No hay mal que cien años dure es la versión popular del esto también pasará que parece que suena más moderno, aunque signifique lo mismo. Como siempre, el refranero, a veces tan odioso por real, acierta en su consejo. De aquí a un tiempo miraremos para atrás y esta situación habrá desaparecido, no sé si como llegó, sibilina y silenciosamente o de forma abrupta, igual que un portazo que cierre una irrealidad para conducirnos a lo que llamábamos normalidad, y no lo era. Otra cosa es cómo volvamos de este viaje, con qué heridas y de qué gravedad serán estas. Nada dura para siempre, ni el dolor de la pérdida ni el desamor pero todo deja cicatrices más o menos marcadas. Los más afortunados solo conservarán un breve recuerdo, como esa marca roja en la piel que a veces pica, la señal apenas perceptible de una piedra pequeña en el zapato, la minúscula huella de un dolor que no llegó a ser tal. Otros tendrán arañazos y surcos, que les recordarán que una vez fueron mortales, aunque ahora se crean a salvo. Y algunos, por desgracia, quedarán marcados por desgarros, roturas, restos de un naufragio que los eligió como supervivientes a costa de sus seres queridos. Todos, hasta los que vivan al margen, saldrán heridos de una forma u otra.

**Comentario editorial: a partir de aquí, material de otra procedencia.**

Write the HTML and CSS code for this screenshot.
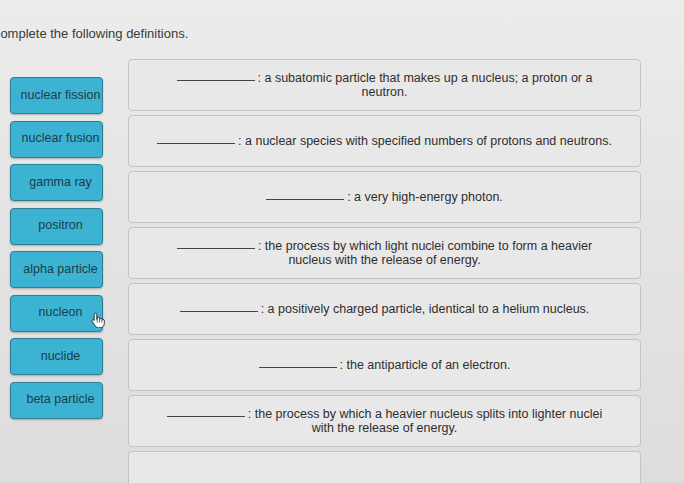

Habrá quien recuerde esta época como la de la convivencia familiar o la del divorcio, o quien conciba un hijo o vuelva a enamorarse con locura de la persona de la que estaba enamorado. Ha tenido que ocurrir esto para que recuperásemos nuestra verdadera condición, la de mortales, sin otro calendario por delante que el que marca la casualidad, el accidente diario que era nuestra existencia, al que quisimos domesticar haciendo planes. Todo ha sido posible cuando creíamos que era imposible sobrevivir. Frágiles, mortales y caducos mostraremos las cicatrices de una época de la que no nos gustará hablar, sin saber que solo poniendo palabras a toda esta irrealidad convertiremos en real el breve suspiro de una vida.